- **PROBLEM**
Take each line containing the word "this" and copy it.

- **Stored entries**
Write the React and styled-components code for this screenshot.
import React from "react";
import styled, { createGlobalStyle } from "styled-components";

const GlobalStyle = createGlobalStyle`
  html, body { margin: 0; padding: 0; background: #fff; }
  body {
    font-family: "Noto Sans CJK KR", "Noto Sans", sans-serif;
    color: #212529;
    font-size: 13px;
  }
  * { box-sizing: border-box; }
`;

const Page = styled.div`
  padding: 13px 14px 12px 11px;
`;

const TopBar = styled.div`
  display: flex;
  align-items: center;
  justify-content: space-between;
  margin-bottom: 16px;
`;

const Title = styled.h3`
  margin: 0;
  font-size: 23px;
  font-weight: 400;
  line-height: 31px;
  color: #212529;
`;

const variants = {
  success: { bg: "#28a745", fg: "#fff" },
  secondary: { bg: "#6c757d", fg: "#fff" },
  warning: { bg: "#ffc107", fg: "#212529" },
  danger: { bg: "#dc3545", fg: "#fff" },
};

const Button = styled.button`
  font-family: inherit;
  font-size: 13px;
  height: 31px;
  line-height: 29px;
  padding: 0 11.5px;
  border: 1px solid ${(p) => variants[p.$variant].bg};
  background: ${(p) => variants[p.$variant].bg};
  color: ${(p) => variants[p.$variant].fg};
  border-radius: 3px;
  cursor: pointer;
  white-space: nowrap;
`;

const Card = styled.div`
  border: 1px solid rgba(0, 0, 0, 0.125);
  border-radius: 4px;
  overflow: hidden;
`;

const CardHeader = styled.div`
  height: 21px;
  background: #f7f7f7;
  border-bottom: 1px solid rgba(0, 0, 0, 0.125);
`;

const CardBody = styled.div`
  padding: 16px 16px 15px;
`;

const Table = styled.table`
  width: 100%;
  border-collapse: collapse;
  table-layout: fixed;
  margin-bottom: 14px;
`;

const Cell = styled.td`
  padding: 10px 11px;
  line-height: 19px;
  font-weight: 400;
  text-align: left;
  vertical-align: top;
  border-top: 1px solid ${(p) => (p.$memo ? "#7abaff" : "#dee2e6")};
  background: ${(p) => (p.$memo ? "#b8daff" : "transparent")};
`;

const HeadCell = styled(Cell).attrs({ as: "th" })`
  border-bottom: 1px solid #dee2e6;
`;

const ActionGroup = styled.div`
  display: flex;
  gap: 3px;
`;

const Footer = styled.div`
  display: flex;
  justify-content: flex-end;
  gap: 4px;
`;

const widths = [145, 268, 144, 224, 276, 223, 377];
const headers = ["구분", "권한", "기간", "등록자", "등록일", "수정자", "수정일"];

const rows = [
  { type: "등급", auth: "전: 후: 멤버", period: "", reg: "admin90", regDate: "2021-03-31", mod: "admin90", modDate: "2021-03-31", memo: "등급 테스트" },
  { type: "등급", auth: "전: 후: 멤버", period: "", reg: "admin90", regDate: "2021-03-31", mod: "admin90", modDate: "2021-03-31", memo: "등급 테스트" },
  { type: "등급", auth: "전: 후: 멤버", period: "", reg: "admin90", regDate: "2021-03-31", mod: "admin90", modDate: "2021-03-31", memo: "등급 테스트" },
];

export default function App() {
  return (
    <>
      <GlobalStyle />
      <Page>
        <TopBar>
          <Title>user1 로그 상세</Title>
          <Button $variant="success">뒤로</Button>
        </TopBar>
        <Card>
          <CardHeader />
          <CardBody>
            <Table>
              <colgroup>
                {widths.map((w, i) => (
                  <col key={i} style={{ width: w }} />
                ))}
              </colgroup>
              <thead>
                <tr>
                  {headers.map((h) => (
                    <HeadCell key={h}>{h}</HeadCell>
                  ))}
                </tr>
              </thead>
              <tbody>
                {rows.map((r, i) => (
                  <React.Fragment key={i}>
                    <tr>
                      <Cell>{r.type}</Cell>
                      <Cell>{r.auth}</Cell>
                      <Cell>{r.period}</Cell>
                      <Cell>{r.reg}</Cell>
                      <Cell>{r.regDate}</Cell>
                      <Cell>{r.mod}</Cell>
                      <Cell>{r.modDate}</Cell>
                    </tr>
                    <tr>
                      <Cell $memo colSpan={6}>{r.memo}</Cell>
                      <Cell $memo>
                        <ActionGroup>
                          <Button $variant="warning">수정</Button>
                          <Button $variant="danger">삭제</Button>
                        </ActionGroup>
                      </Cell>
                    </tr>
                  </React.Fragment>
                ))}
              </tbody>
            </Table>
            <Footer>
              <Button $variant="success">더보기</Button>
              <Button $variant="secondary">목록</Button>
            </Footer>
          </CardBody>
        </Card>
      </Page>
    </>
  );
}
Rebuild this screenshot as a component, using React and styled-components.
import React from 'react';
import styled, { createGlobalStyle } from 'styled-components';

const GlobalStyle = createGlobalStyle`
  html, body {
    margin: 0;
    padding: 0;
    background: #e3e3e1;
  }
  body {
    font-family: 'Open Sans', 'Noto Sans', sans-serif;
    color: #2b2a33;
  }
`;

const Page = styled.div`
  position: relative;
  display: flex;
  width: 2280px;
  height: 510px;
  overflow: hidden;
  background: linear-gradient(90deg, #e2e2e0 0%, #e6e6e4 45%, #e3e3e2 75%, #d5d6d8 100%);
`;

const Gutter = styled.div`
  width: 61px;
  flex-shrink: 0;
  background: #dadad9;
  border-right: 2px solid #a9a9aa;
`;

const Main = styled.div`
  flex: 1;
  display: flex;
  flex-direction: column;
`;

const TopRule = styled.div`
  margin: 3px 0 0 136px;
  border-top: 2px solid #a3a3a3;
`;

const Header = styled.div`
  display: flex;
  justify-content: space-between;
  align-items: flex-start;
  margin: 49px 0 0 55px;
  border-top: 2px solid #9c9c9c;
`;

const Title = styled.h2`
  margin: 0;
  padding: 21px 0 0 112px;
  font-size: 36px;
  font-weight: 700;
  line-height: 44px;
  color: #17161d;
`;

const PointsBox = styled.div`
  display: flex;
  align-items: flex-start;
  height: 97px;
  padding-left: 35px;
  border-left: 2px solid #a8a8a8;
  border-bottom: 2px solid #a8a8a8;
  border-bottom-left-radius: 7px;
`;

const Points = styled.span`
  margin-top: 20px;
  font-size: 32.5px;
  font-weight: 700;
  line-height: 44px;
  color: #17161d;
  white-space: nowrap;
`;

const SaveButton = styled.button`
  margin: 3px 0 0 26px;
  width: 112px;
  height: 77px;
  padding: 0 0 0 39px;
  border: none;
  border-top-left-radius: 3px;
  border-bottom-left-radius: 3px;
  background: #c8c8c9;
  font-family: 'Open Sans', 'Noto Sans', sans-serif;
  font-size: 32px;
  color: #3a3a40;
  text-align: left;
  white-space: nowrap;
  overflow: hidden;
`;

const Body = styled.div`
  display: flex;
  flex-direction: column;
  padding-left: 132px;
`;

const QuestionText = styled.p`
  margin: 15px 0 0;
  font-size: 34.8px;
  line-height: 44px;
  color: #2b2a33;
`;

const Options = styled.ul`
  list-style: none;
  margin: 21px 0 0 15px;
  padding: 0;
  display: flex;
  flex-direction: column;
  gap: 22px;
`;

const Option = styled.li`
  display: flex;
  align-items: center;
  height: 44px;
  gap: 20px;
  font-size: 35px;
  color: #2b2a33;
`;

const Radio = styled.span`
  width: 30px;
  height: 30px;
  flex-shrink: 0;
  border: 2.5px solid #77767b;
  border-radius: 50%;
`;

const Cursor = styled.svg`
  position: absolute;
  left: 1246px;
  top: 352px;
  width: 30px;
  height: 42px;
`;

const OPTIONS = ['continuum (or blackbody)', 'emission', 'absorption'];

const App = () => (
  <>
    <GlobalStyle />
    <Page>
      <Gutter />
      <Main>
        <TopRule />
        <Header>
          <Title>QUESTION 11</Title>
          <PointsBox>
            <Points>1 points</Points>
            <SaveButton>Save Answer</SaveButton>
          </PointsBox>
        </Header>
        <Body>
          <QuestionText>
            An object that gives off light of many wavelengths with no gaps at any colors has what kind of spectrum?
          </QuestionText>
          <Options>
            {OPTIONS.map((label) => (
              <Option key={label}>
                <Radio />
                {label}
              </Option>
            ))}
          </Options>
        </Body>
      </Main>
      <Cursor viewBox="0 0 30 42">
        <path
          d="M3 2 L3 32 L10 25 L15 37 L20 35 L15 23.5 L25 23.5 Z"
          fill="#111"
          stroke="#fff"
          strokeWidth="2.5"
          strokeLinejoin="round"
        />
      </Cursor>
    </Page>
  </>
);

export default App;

- **TASK SOLUTION**
Write the React and styled-components code for this screenshot.
Rebuild this screenshot as a component, using React and styled-components.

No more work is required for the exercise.